With a deluge of cheap, lacklustre options so readily available, we often forget how good ham can be. Glazed and cut into thick slices, it’s so much more than just a simple, throwaway sandwich filling, it’s yet another delicious cut of pig. Glazed ham is also perfect with pease pudding, in place of a Sunday roast; to be cooked ahead and cherished for cold cuts; or as a Christmas dinner alternative, with turkeys said to be in short supply this winter.
After being simmered with herbs, spices and aromatics, the ham is left to cool in its braising liquid, then finished in the oven with a rich glaze of honey and wholegrain mustard, loosened with a drop of stout or porter beer. It’s then sliced thick and served with pease pudding: a traditional dish most popular in the north-east of England, usually made by boiling dried yellow split peas with water, salt and spices.
Although the dish remains popular in the north-east, pease pudding has fallen out of favour in other parts of the country. In pre-war London, for instance, pease pudding shops were common alongside pie and mash shops, serving pease pudding with saveloy and faggots. Bright yellow with texture that’s somewhere between mushy peas and hummus, pease pudding is well suited to the saltiness of ham. While there’s absolutely nothing wrong with the traditional recipe, this version favours chicken stock instead of water, also bolstered with carrot, bay and thyme; slowly simmered, blended then irrigated with butter, chilli vinegar and an optional (entirely untraditional) fistful of parmesan before serving.
For the pease pudding averse, the ham is also delicious with crispy roast potatoes and bubble and squeak; or served cold with piccalilli and other pickles as a Boxing Day style dinner.
For the ham
- 3 kg unsmoked gammon joint
- 1 onion quartered
- 8 black peppercorns
- 4 sprigs fresh thyme
- 2 bay leaves
- 8 cloves
- Bouquet garni 1 or 2 bags
- 500 ml stout or porter beer
- 4 tbsp honey
- 4 tbsp wholegrain mustard
- 3 tbsp dark brown sugar
For the pease pudding
- 500 g yellow split peas
- 1 onion finely sliced
- 1 large carrot peeled and finely chopped
- 2 bay leaves
- 2 sprigs thyme
- ½ tsp grated nutmeg
- 100 g butter
- 2 tbsp chilli vinegar malt vinegar will work otherwise
- Sea salt
- White pepper
- Parmesan optional
- Soak the peas in cold water and leave overnight.

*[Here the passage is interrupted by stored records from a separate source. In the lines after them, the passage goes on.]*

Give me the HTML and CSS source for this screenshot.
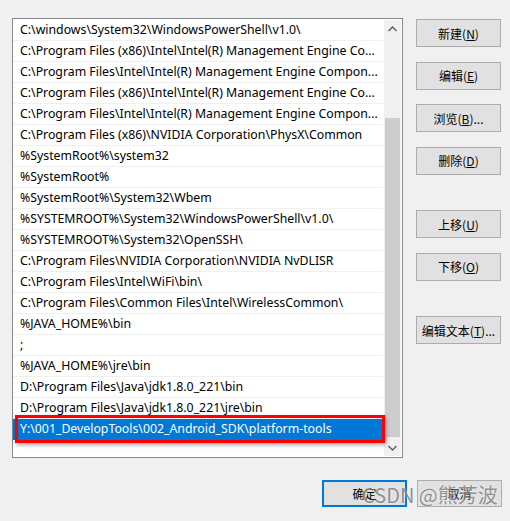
FILE: index.html
```html
<!DOCTYPE html>
<html lang="zh-CN">
<head>
    <meta charset="UTF-8">
    <title>编辑环境变量</title>
    <link rel="stylesheet" href="styles.css">
</head>
<body>
    <div class="dialog">
        <div class="main">
            <div class="listbox">
                <ul class="paths">
                    <li>C:\windows\System32\WindowsPowerShell\v1.0\</li>
                    <li>C:\Program Files (x86)\Intel\Intel(R) Management Engine Co...</li>
                    <li>C:\Program Files\Intel\Intel(R) Management Engine Compon...</li>
                    <li>C:\Program Files (x86)\Intel\Intel(R) Management Engine Co...</li>
                    <li>C:\Program Files\Intel\Intel(R) Management Engine Compon...</li>
                    <li>C:\Program Files (x86)\NVIDIA Corporation\PhysX\Common</li>
                    <li>%SystemRoot%\system32</li>
                    <li>%SystemRoot%</li>
                    <li>%SystemRoot%\System32\Wbem</li>
                    <li>%SYSTEMROOT%\System32\WindowsPowerShell\v1.0\</li>
                    <li>%SYSTEMROOT%\System32\OpenSSH\</li>
                    <li>C:\Program Files\NVIDIA Corporation\NVIDIA NvDLISR</li>
                    <li>C:\Program Files\Intel\WiFi\bin\</li>
                    <li>C:\Program Files\Common Files\Intel\WirelessCommon\</li>
                    <li>%JAVA_HOME%\bin</li>
                    <li>;</li>
                    <li>%JAVA_HOME%\jre\bin</li>
                    <li>D:\Program Files\Java\jdk1.8.0_221\bin</li>
                    <li>D:\Program Files\Java\jdk1.8.0_221\jre\bin</li>
                    <li class="selected">Y:\001_DevelopTools\002_Android_SDK\platform-tools</li>
                </ul>
                <div class="scrollbar">
                    <div class="arrow">
                        <svg width="9" height="6" viewBox="0 0 9 6"><path d="M0.5 5 L4.5 1 L8.5 5" fill="none" stroke="#606060" stroke-width="1.5"/></svg>
                    </div>
                    <div class="track">
                        <div class="thumb"></div>
                    </div>
                    <div class="arrow">
                        <svg width="9" height="6" viewBox="0 0 9 6"><path d="M0.5 1 L4.5 5 L8.5 1" fill="none" stroke="#606060" stroke-width="1.5"/></svg>
                    </div>
                </div>
            </div>
            <div class="side">
                <button class="btn">新建(<u>N</u>)</button>
                <button class="btn">编辑(<u>E</u>)</button>
                <button class="btn">浏览(<u>B</u>)...</button>
                <button class="btn">删除(<u>D</u>)</button>
                <button class="btn gap">上移(<u>U</u>)</button>
                <button class="btn">下移(<u>O</u>)</button>
                <button class="btn gap">编辑文本(<u>T</u>)...</button>
            </div>
        </div>
        <div class="footer">
            <button class="btn default">确定</button>
            <button class="btn">取消</button>
        </div>
        <div class="watermark">CSDN @熊芳波</div>
    </div>
</body>
</html>
```

FILE: styles.css
```css
* {
    box-sizing: border-box;
}

body {
    margin: 0;
    background-color: #f0f0f0;
    font-family: "Noto Sans", "Noto Sans CJK SC", sans-serif;
    font-size: 12px;
    color: #000;
}

.dialog {
    position: relative;
    width: 510px;
    height: 521px;
    padding: 18px 0 0 12px;
}

.main {
    display: flex;
}

/* path list */
.listbox {
    display: flex;
    width: 391px;
    height: 440px;
    background-color: #fff;
    border: 1px solid #828790;
    padding: 1px 1px 1px 0;
}

.paths {
    list-style: none;
    margin: 0;
    padding: 0;
    width: 371px;
}

.paths li {
    height: 21px;
    line-height: 20px;
    padding-left: 7px;
    border-bottom: 1px solid #f0f0f0;
    font-size: 12.3px;
    white-space: nowrap;
    overflow: hidden;
}

.paths li.selected {
    position: relative;
    overflow: visible;
    background-color: #0078d7;
    color: #fff;
    border-bottom: none;
}

.paths li.selected::after {
    content: "";
    position: absolute;
    left: 2px;
    right: -2px;
    top: -4px;
    bottom: -3px;
    border: 3px solid #f00;
    box-shadow: 1px 2px 4px rgba(0, 0, 0, 0.35);
}

.scrollbar {
    display: flex;
    flex-direction: column;
    width: 17px;
    margin-left: 1px;
    background-color: #f0f0f0;
}

.arrow {
    height: 17px;
    display: flex;
    align-items: center;
    justify-content: center;
}

.track {
    flex: 1;
    padding-top: 81px;
    padding-bottom: 2px;
}

.thumb {
    height: 100%;
    margin: 0 1px;
    background-color: #cdcdcd;
}

/* buttons */
.side {
    display: flex;
    flex-direction: column;
    gap: 14.5px;
    margin-left: 13px;
    padding-top: 1px;
}

.btn {
    width: 85px;
    height: 28px;
    padding: 0;
    background-color: #e1e1e1;
    border: 1px solid #adadad;
    font-family: "Noto Sans CJK SC", sans-serif;
    font-size: 12px;
    color: #000;
}

.side .gap {
    margin-top: 21px;
}

.footer {
    display: flex;
    justify-content: flex-end;
    gap: 10px;
    margin-top: 22px;
    padding-right: 8px;
}

.footer .btn {
    height: 27px;
}

.btn.default {
    border: 2px solid #0078d7;
}

.watermark {
    position: absolute;
    left: 362px;
    top: 480px;
    font-family: "Noto Sans CJK SC", sans-serif;
    font-size: 20px;
    color: rgba(100, 100, 100, 0.7);
    text-shadow: 0 0 2px rgba(255, 255, 255, 0.8);
    white-space: nowrap;
}
```
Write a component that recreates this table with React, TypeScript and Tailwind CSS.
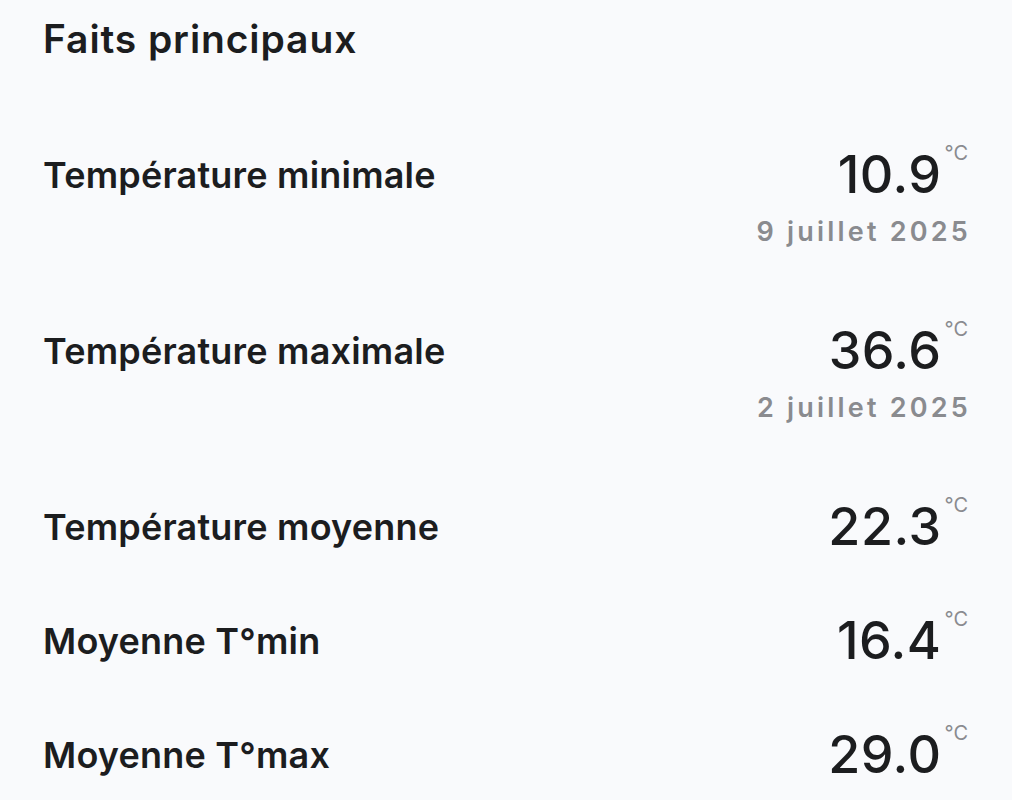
import React from "react";

type Row = { label: string; value: string; date?: string };

const rows: Row[] = [
  { label: "Température minimale", value: "10.9", date: "9 juillet 2025" },
  { label: "Température maximale", value: "36.6", date: "2 juillet 2025" },
  { label: "Température moyenne", value: "22.3" },
  { label: "Moyenne T°min", value: "16.4" },
  { label: "Moyenne T°max", value: "29.0" },
];

export default function App() {
  return (
    <div
      className="w-[1012px] h-[800px] overflow-hidden bg-[#f9fafc] text-[#1c1d1f]"
      style={{ fontFamily: "Inter, 'Noto Sans', sans-serif" }}
    >
      <div className="pl-[43px] pr-[44px] pt-[15px]">
        <h1 className="text-[39px] font-semibold leading-[48px] tracking-[0.9px]">Faits principaux</h1>
        <div className="mt-[88px] flex flex-col">
          {rows.map((r) => (
            <div key={r.label} className={r.date ? "h-[176px]" : "h-[114px]"}>
              <div className="flex items-start justify-between">
                <div className="text-[36px] font-semibold leading-[40px] mt-[4px] tracking-[0.2px]">{r.label}</div>
                <div className="flex flex-col items-end">
                  <div className="flex items-start">
                    <span className="text-[52px] font-medium leading-[48px] tracking-[0.5px]">{r.value}</span>
                    <span className="text-[20px] text-[#8a8b8f] leading-[20px] ml-[3px] -mt-[8px]">°C</span>
                  </div>
                  <div className="mt-[13px] text-[27px] font-semibold text-[#8a8b8f] leading-[40px] tracking-[3.2px] -mr-[3px]">
                    {r.date}
                  </div>
                </div>
              </div>
            </div>
          ))}
        </div>
      </div>
    </div>
  );
}
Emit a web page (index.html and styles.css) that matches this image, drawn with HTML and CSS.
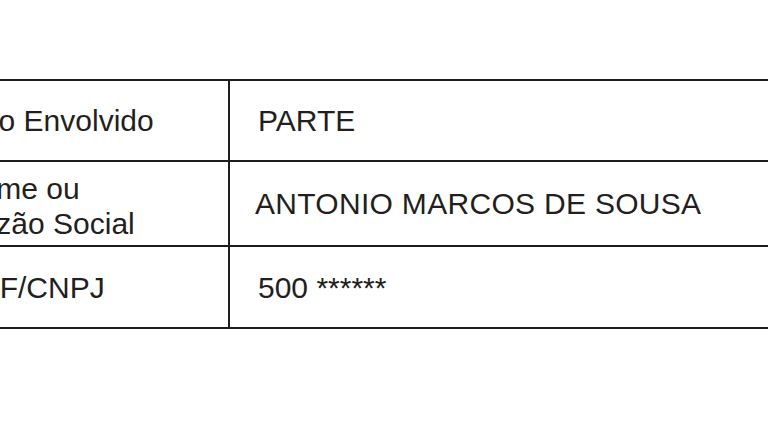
FILE: index.html
```html
<!DOCTYPE html>
<html lang="pt">
<head>
<meta charset="utf-8">
<title>Envolvidos</title>
<link rel="stylesheet" href="styles.css">
</head>
<body>
<div class="sheet">
  <div class="grid">
    <div class="row row-1">
      <div class="cell label">Tipo Envolvido</div>
      <div class="cell value">PARTE</div>
    </div>
    <div class="row row-2">
      <div class="cell label two">Nome ou<br>Razão Social</div>
      <div class="cell value wide">ANTONIO MARCOS DE SOUSA</div>
    </div>
    <div class="row row-3">
      <div class="cell label">CPF/CNPJ</div>
      <div class="cell value">500 ******</div>
    </div>
  </div>
</div>
</body>
</html>
```
FILE: styles.css
```css
html, body {
  margin: 0;
  padding: 0;
  background: #ffffff;
  overflow: hidden;
}
.sheet {
  width: 768px;
  height: 440px;
  overflow: hidden;
  padding-top: 79px;
  box-sizing: border-box;
}
.grid {
  width: 1000px;
  margin-left: -69px;
  border-top: 2px solid #1e1c1d;
  font-family: "Liberation Sans", Arial, sans-serif;
  font-size: 30px;
  color: #231f20;
}
.row {
  display: flex;
  border-bottom: 2px solid #1e1c1d;
  box-sizing: border-box;
}
.row-1 { height: 81px; }
.row-2 { height: 85px; }
.row-3 { height: 82px; }
.cell {
  display: flex;
  align-items: center;
  box-sizing: border-box;
  line-height: 35px;
  white-space: nowrap;
}
.label {
  width: 299px;
  flex: none;
  padding-left: 27px;
  border-right: 2px solid #1e1c1d;
}
.label.two {
  padding-top: 4px;
}
.value {
  flex: 1;
  padding-left: 28px;
}
.value.wide {
  letter-spacing: 0.3px;
  padding-left: 25px;
}
```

- To cook the ham, add a trivet or upside down saucer/side plate to a large pan, then top with the gammon. If the gammon is tied with string, leave intact. Add the onion, peppercorns, cloves, thyme, bay and bouquet garni to the pan, alongside two-thirds of the beer. Then fill the pan with enough cold water to cover the meat.
- Cover the pan, slowly bring to the boil and simmer for approximately 2 hours (20 minutes per 500g). Add more boiling water to the pan if necessary. Cool in the cooking water for at least 30 minutes.
- Make the pease pudding while the ham is simmering and cooling.
- Melt a knob of butter in a medium saucepan and add the onion and carrot, fry on a medium-low heat for 10 minutes until soft and translucent.
- Drain the soaked peas and add to the saucepan alongside the bay leaves, thyme, nutmeg, and a generous amount of both salt and white pepper.
- Cover with a litre of chicken stock then bring to the boil and skim any scum that rises to the top of the pan.
- Reduce the heat and simmer, stirring occasionally, for around 2 hours or until the peas are soft. Add more water to the pan if needed. Once cooked, remove the bay leaf and thyme then blend until smooth. Add a generous amount of vinegar and the rest of the butter, plus more salt and pepper if need be. Also optionally add a generous fistful of parmesan and stir in. Keep warm if ready before the ham.
- To finish the ham, mix the mustard, honey and sugar, then add a splash of stout to loosen the consistency slightly.
- Transfer the ham to a baking tin and cut a small slice off of the bottom so it stands without falling over. Pour over the glaze, season with salt, and place in the oven at 200C/Gas 6 for 30 minutes, basting every ten minutes.
- Slice thick and serve with the pease pudding.